The whims and menace of Muammar Gaddafi
With his exotic dress sense, all-girl squad of bodyguards and often whimsical aphorisms, Libya’s embattled Muammar Gaddafi has been an enigma of the North African desert for more than 40 years. His take on Shakespeare, England’s greatest dramatist, for...
With his exotic dress sense, all-girl squad of bodyguards and often whimsical aphorisms, Libya’s embattled Muammar Gaddafi has been an enigma of the North African desert for more than 40 years.
His take on Shakespeare, England’s greatest dramatist, for example. Not so, according to Gaddafi self-styled “leader of the Arab leaders, the king of kings of Africa and the imam of the Muslims”.
“Shakespeare, the great playwright of Arab origin,” he proclaims, explaining that of course the writer must have been an Arab, with a name like Sheikh Zubayr.
In the personal vocabulary of the Guide of the Libyan Revolution, the ancestors of the native Americans also originated in northern Africa: America takes its name from one Emir Ka.

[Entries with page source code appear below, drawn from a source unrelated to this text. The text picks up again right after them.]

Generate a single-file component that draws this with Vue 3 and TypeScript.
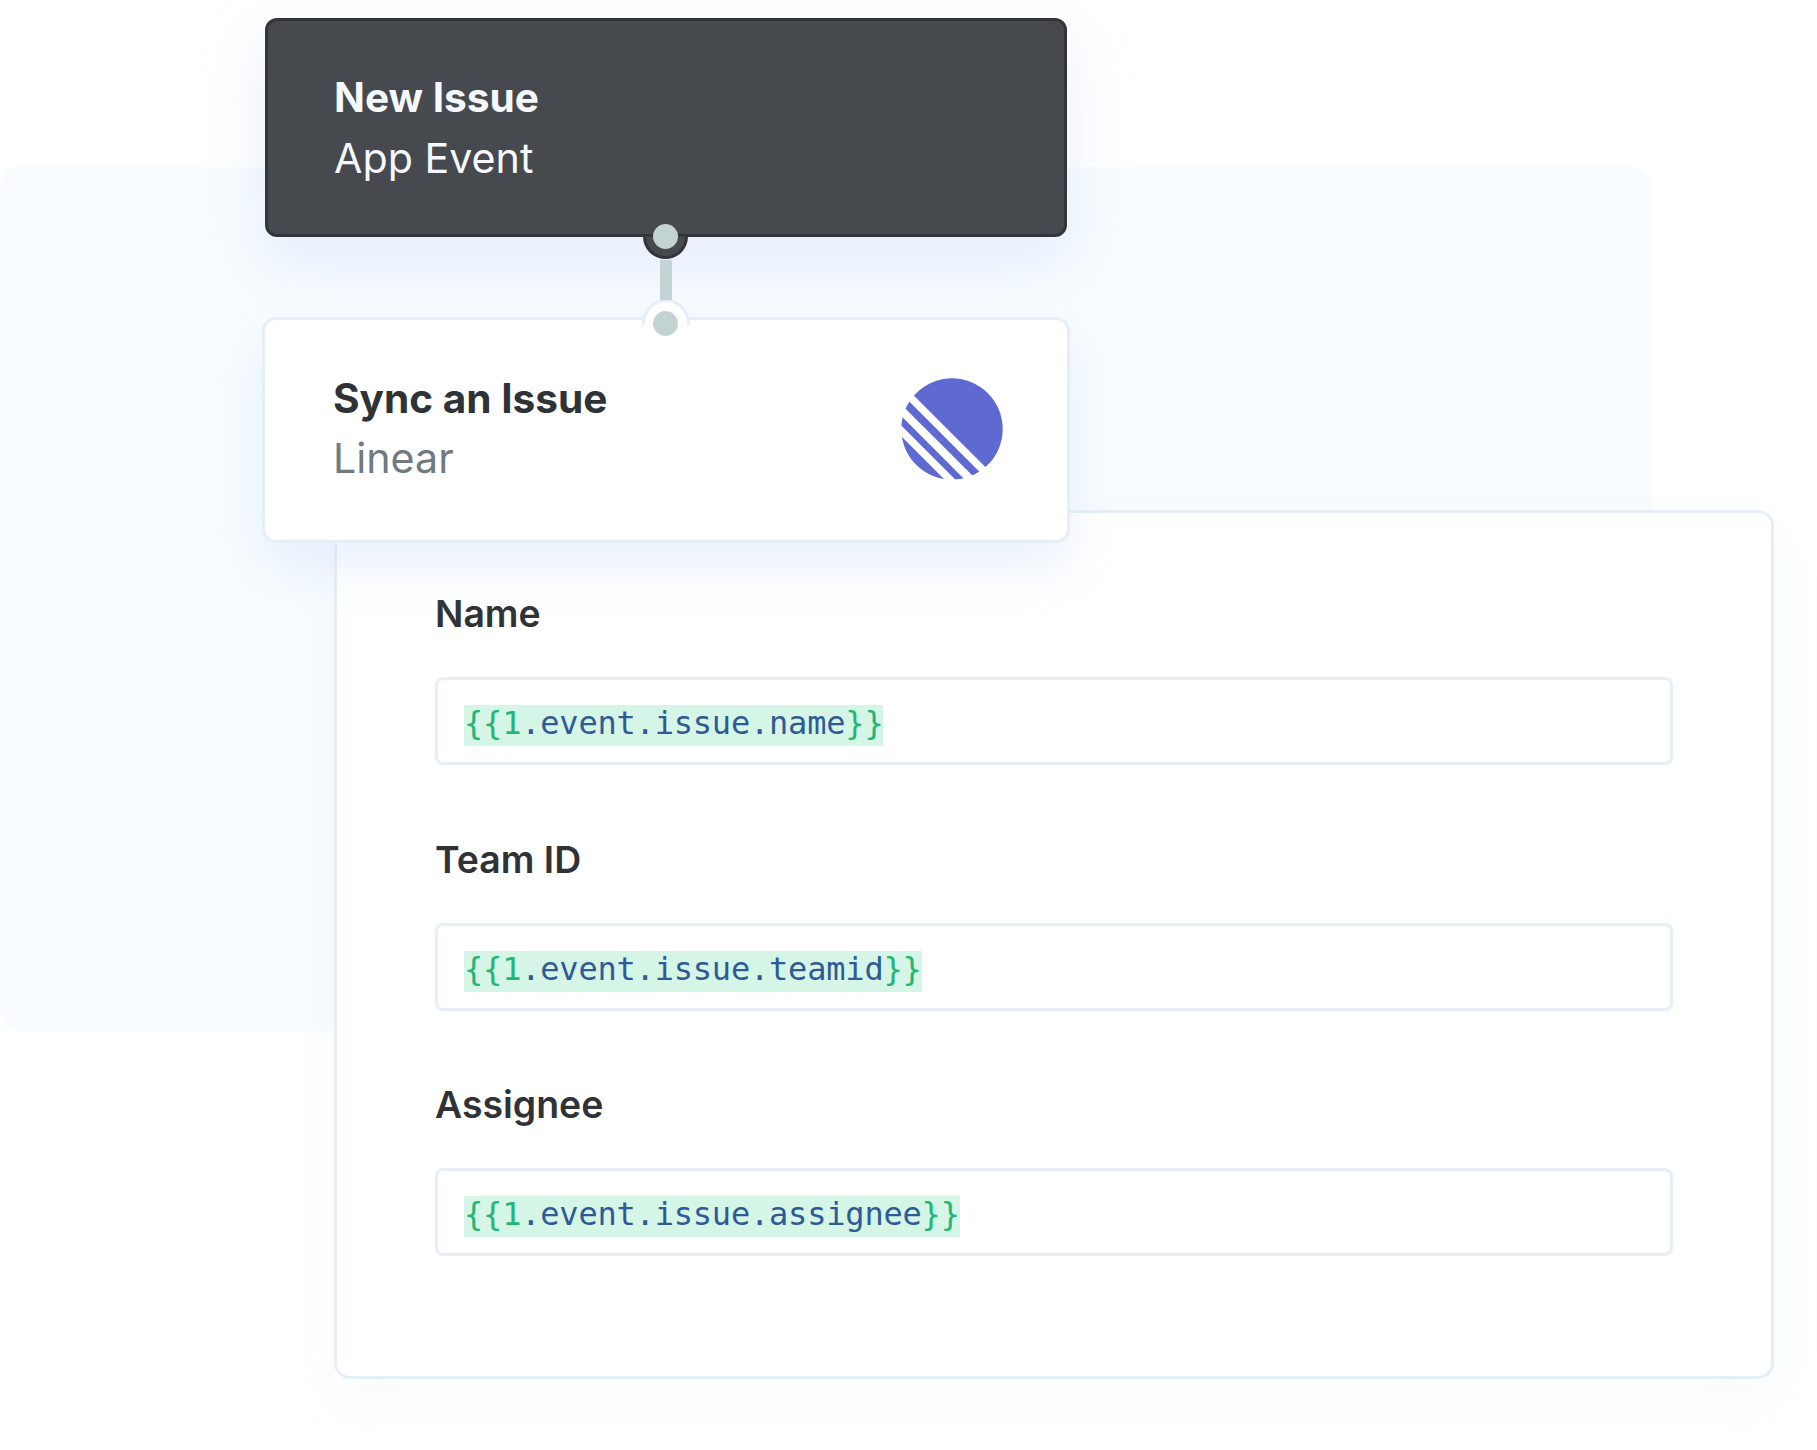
<script setup lang="ts">
interface Field {
  label: string
  path: string
}

const fields: Field[] = [
  { label: 'Name', path: 'name' },
  { label: 'Team ID', path: 'teamid' },
  { label: 'Assignee', path: 'assignee' },
]
</script>

<template>
  <div class="stage">
    <div class="backdrop" />

    <div class="node node-dark">
      <div class="node-title">New Issue</div>
      <div class="node-sub">App Event</div>
      <span class="socket-out" />
      <span class="dot dot-out" />
    </div>

    <div class="wire" />

    <div class="node node-light">
      <span class="socket-in" />
      <span class="dot dot-in" />
      <div>
        <div class="node-title">Sync an Issue</div>
        <div class="node-sub">Linear</div>
      </div>
      <svg class="logo" viewBox="-51 -51 102 102" aria-hidden="true">
        <circle r="50.7" fill="#5e6ad2" />
        <g stroke="#fff" fill="none">
          <line x1="-85" y1="-75" x2="75" y2="85" stroke-width="7.5" />
          <line x1="-96" y1="-64" x2="64" y2="96" stroke-width="8.3" />
          <line x1="-106.3" y1="-53.7" x2="53.7" y2="106.3" stroke-width="7.6" />
        </g>
      </svg>
    </div>

    <div class="panel">
      <div v-for="field in fields" :key="field.label" class="field">
        <div class="field-label">{{ field.label }}</div>
        <div class="field-input">
          <span class="chip"><span class="brace">&#123;&#123;1</span>.event.issue.{{ field.path }}<span class="brace">&#125;&#125;</span></span>
        </div>
      </div>
    </div>
  </div>
</template>

<style scoped>
.stage {
  position: relative;
  width: 1817px;
  height: 1450px;
  padding-top: 18px;
  box-sizing: border-box;
  overflow: hidden;
  background: #fff;
  font-family: Inter, "Noto Sans", sans-serif;
}

.backdrop {
  position: absolute;
  left: 0;
  top: 167px;
  width: 1652px;
  height: 864px;
  border-radius: 20px;
  background: #f8fcff;
}

.node {
  position: relative;
  box-sizing: border-box;
  display: flex;
  z-index: 2;
}

.node-dark {
  flex-direction: column;
  justify-content: center;
  width: 802px;
  height: 219px;
  margin-left: 265px;
  padding: 1px 0 0 66px;
  border: 3px solid #333639;
  border-radius: 12px;
  background: #46494d;
  color: #f5f9fd;
  box-shadow: 0 26px 60px rgba(190, 212, 245, 0.36);
}

.node-title {
  font-size: 40.6px;
  line-height: 60px;
  font-weight: 700;
}

.node-sub {
  font-size: 41.2px;
  line-height: 60px;
  font-weight: 400;
}

.socket-out {
  position: absolute;
  left: 375px;
  bottom: -25px;
  box-sizing: border-box;
  width: 45px;
  height: 45px;
  border: 3px solid #333639;
  border-radius: 50%;
  background: #46494d;
  clip-path: inset(50% 0 0 0);
}

.dot {
  position: absolute;
  width: 25px;
  height: 25px;
  border-radius: 50%;
  background: #c3d3d4;
}

.dot-out {
  left: 385px;
  bottom: -15px;
}

.wire {
  position: relative;
  z-index: 3;
  width: 12px;
  height: 40px;
  margin: 23px 0 17px 660px;
  background: #c3d3d4;
}

.node-light {
  align-items: center;
  justify-content: space-between;
  width: 808px;
  height: 226px;
  margin-left: 262px;
  padding: 0 64px 3px 68px;
  border: 3px solid #e6eefa;
  border-radius: 14px;
  background: #fff;
  color: #303336;
  box-shadow: 0 26px 50px rgba(190, 212, 245, 0.3);
}

.node-light .node-sub {
  margin-top: -1px;
  color: #6f7a81;
}

.socket-in {
  position: absolute;
  left: 377px;
  top: -21px;
  box-sizing: border-box;
  width: 48px;
  height: 48px;
  border: 3px solid #e6eefa;
  border-radius: 50%;
  background: #fff;
  clip-path: inset(0 0 22px 0);
}

.dot-in {
  left: 388px;
  top: -9px;
}

.logo {
  width: 102px;
  height: 102px;
}

.panel {
  position: relative;
  z-index: 1;
  box-sizing: border-box;
  display: flex;
  flex-direction: column;
  width: 1440px;
  height: 869px;
  margin: -33px 0 0 334px;
  padding: 79px 98px 0 98px;
  border: 3px solid #e6eefa;
  border-radius: 16px;
  background: #fff;
  box-shadow: 0 20px 50px rgba(200, 220, 250, 0.1);
}

.field {
  height: 245.5px;
}

.field-label {
  height: 85px;
  box-sizing: border-box;
  font-size: 37.4px;
  line-height: 44px;
  font-weight: 600;
  color: #303336;
}

.field-input {
  box-sizing: border-box;
  display: flex;
  align-items: center;
  height: 88px;
  padding: 9px 0 0 26px;
  border: 3px solid #e6eefa;
  border-radius: 8px;
  background: #fff;
}

.chip {
  display: block;
  height: 41px;
  font-family: "DejaVu Sans Mono", monospace;
  font-size: 32px;
  line-height: 37px;
  letter-spacing: -0.2px;
  white-space: nowrap;
  color: #2f5a96;
  background: #d5f5e6;
}

.brace {
  color: #22b573;
}
</style>
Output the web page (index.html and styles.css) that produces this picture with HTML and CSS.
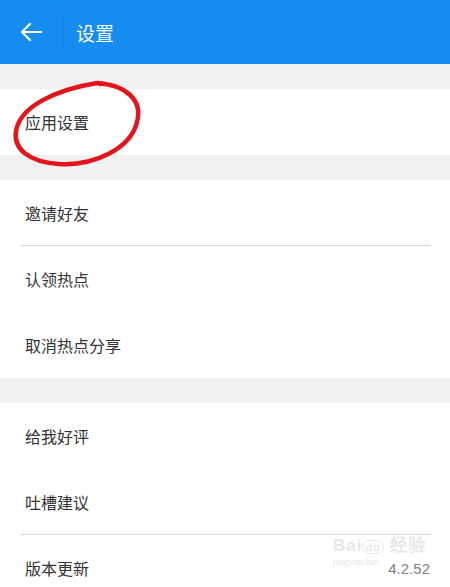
FILE: index.html
```html
<!DOCTYPE html>
<html lang="zh-CN">
<head>
  <meta charset="UTF-8" />
  <meta name="viewport" content="width=device-width, initial-scale=1.0" />
  <title>设置</title>
  <link rel="stylesheet" href="styles.css">
</head>
<body>
  <header class="topbar">
    <svg class="back" width="22" height="20" viewBox="0 0 22 20">
      <path d="M21 10H3M10 2L2 10l8 8" fill="none" stroke="#fff" stroke-width="2.2" stroke-linecap="round" stroke-linejoin="round"/>
    </svg>
    <span class="sep"></span>
    <h1>设置</h1>
  </header>

  <main>
    <section class="group">
      <div class="row">应用设置</div>
    </section>

    <section class="group">
      <div class="row line">邀请好友</div>
      <div class="row">认领热点</div>
      <div class="row">取消热点分享</div>
    </section>

    <section class="group">
      <div class="row">给我好评</div>
      <div class="row line">吐槽建议</div>
      <div class="row">版本更新<span class="ver">4.2.52</span></div>
    </section>
  </main>

  <!-- red hand-drawn mark over the first row -->
  <svg class="mark" width="160" height="110" viewBox="0 70 160 110">
    <path d="M97 83C126 85 143 100 137 122C131 148 95 166 59 164C29 162 13 149 16 131C20 107 54 90 97 83L101 84" fill="none" stroke="#e3141c" stroke-width="4.5" stroke-linecap="round"/>
  </svg>

  <div class="watermark">
    <span class="wm-logo">Bai<span class="paw">du</span> 经验</span>
    <span class="wm-url">jingyan.bai</span>
  </div>
</body>
</html>
```

FILE: styles.css
```css
* {
  box-sizing: border-box;
}

body {
  margin: 0;
  background: #f1f1f1;
  font-family: "Noto Sans CJK SC", "Noto Sans", sans-serif;
  color: #333;
  overflow: hidden;
}

.topbar {
  height: 64px;
  background: #168cf0;
  display: flex;
  align-items: center;
  padding-left: 20px;
}

.back {
  display: block;
}

.sep {
  width: 1px;
  height: 36px;
  background: #127fdc;
  margin: 0 13px 0 20px;
}

.topbar h1 {
  margin: 0;
  font-size: 19px;
  font-weight: 400;
  color: #fff;
}

main {
  display: flex;
  flex-direction: column;
}

.group {
  background: #fff;
  margin-top: 25px;
}

.row {
  height: 66px;
  display: flex;
  align-items: center;
  justify-content: space-between;
  padding: 0 20px 0 25px;
  font-size: 16px;
  position: relative;
}

.row.line::after {
  content: "";
  position: absolute;
  left: 20px;
  right: 19px;
  bottom: 0;
  height: 1px;
  background: #d9d9d9;
}

.ver {
  font-size: 15px;
  color: #808080;
  font-family: "Liberation Sans", sans-serif;
}

.mark {
  position: absolute;
  left: 0;
  top: 70px;
}

.watermark {
  position: absolute;
  left: 333px;
  top: 531px;
  display: flex;
  flex-direction: column;
  color: #e8e8e8;
  pointer-events: none;
}

.wm-logo {
  font-family: "Liberation Sans", sans-serif;
  font-size: 17px;
  font-weight: 700;
  letter-spacing: 1px;
}

.paw {
  border: 1px solid #e8e8e8;
  border-radius: 8px;
  font-size: 11px;
  padding: 0 2px;
}

.wm-url {
  font-family: "Liberation Serif", serif;
  font-style: italic;
  font-size: 10px;
}
```
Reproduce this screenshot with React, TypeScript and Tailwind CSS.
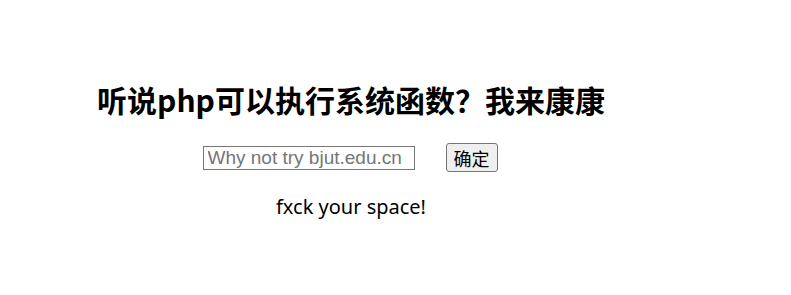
export default function App() {
  return (
    <div className="w-[791px] h-[295px] bg-white font-['Noto_Sans','Noto_Sans_CJK_SC',sans-serif] text-black">
      <div className="w-[702px] flex flex-col items-center pt-[76px]">
        <h1 className="text-[30px] font-bold leading-[46px] font-['Noto_Sans_CJK_SC',sans-serif]">
          听说php可以执行系统函数？我来康康
        </h1>
        <form className="mt-[21px] flex items-center gap-[31px] -translate-x-[1px]">
          <input
            type="text"
            placeholder="Why not try bjut.edu.cn"
            className="w-[212px] h-[24px] border border-[#767676] px-[4px] py-0 text-[19px] leading-[22px] font-['Liberation_Sans',sans-serif] placeholder:text-[#757575] outline-none"
          />
          <button
            type="button"
            className="w-[52px] h-[29px] bg-[#efefef] border border-[#767676] rounded-[3px] text-[18px] leading-[24px] font-['Noto_Sans_CJK_SC',sans-serif]"
          >
            确定
          </button>
        </form>
        <p className="mt-[21px] text-[20px] leading-[28px]">fxck your space!</p>
      </div>
    </div>
  );
}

The name was apparently later appropriated by Italian navigator and explorer Amerigo Vespucci.
As a young colonel, Muammar Gaddafi on September 1, 1969, led a coup overthrowing the Western-backed elderly King Idriss, and quickly established himself as a belligerent, unpredictable and flamboyant leader.
Reputedly born in a Bedouin tent in the desert near Sirte in 1942, Col Gaddafi alienated the West soon after seizing power, accusing it of launching a “new crusade” against the Arabs.
He idolised Egyptian President and fervent Arab nationalist Gamal Abdel Nasser, and also variously declared himself a fan of Mao Zedong, Stalin and even Hitler.
Libya became an international pariah in the aftermath of the 1988 Lockerbie airliner bombing, but relations began to thaw in 2003 when oil-rich Tripoli agreed to pay compensation to the families of the 270 people killed.
In February 2009, Col Gaddafi became chairman of the African Union, after he tired of championing Arab unity and months after African tribal dignitaries bestowed on him the title of “king of kings”.
His physical appearance can be startling. Gaddafi often dresses in colourful flowing robes, surrounded by his entourage of Amazonian bodyguards. When in uniform, his jacket, shoulders and cap sparkle with gold braid and medallions.
Last Friday he appeared before chanting supporters in Tripoli’s Green Square, this time wearing a Russian-style chapka hat, its flaps dangling over his ears as he jabbed the air with a finger.
In a brief but chilling address presaging a bloody battle for the capital, he said the rebellion against him would be defeated.
“We will fight them and we will beat them,” Gaddafi told the crowd on Friday. “If needs be, we will open all the arsenals.”
Eastern Libya has slipped from his control since the popular uprising began in Benghazi on February 15, inspired by the revolts in neighbouring Egypt and Tunisia.
He has blamed the uprising on Al-Qaeda, calling the protesters drug-fuelled and under the influence of Osama bin Laden’s nebulous extremist network.
In the past his less chilling remarks have attracted attention for their originality, if nothing else.
For example, Switzerland – with which Libya had a lengthy spat after one of Col Gaddafi’s sons was arrested there – is “close” to Libya but “less deve-loped.”
And the humble hamburger contributed to Washington’s Cold War victory over Moscow, because this “mixture of mice, frogs and cockroaches helped in the destruction of the Soviet Union”.
Col Gaddafi’s whipping boys, whom he excoriates because they exercise “unproductive trades”, include lawyers and rose-sellers.
The Britain-trained officer and author of the Green Book on his “third universal theory” has seen parallels between himself and both Jesus Christ and the Prophet Mohammed, who he said were “unaware of the universal renown that awaited them”.
The lover of female company never travels abroad without his famous Bedouin tent, and at home he also greets favoured visitors under canvas.
In Paris, on a 2007 visit, he pitched his heated, 200-square-metre tent in the garden of the Hotel Marigny, the official government guesthouse.
In August last year he caused controversy during a visit to Italy.
“Islam should become the religion of all of Europe,” he was quoted as telling 500 young women paid to attend a lecture he delivered in Rome.
His allies have also been targets of his wit. In Algiers in 2005, he labelled Palestinians “idiots”, provoking laughter not only from Arab leaders but even from Palestinian President Mahmud Abbas.
At a 1988 Arab summit he wore a white glove so he would not have to shake the “bloodstained hands” of some leaders, and the following year he blew smoke from a huge cigar at the face of the late Saudi King Fahd.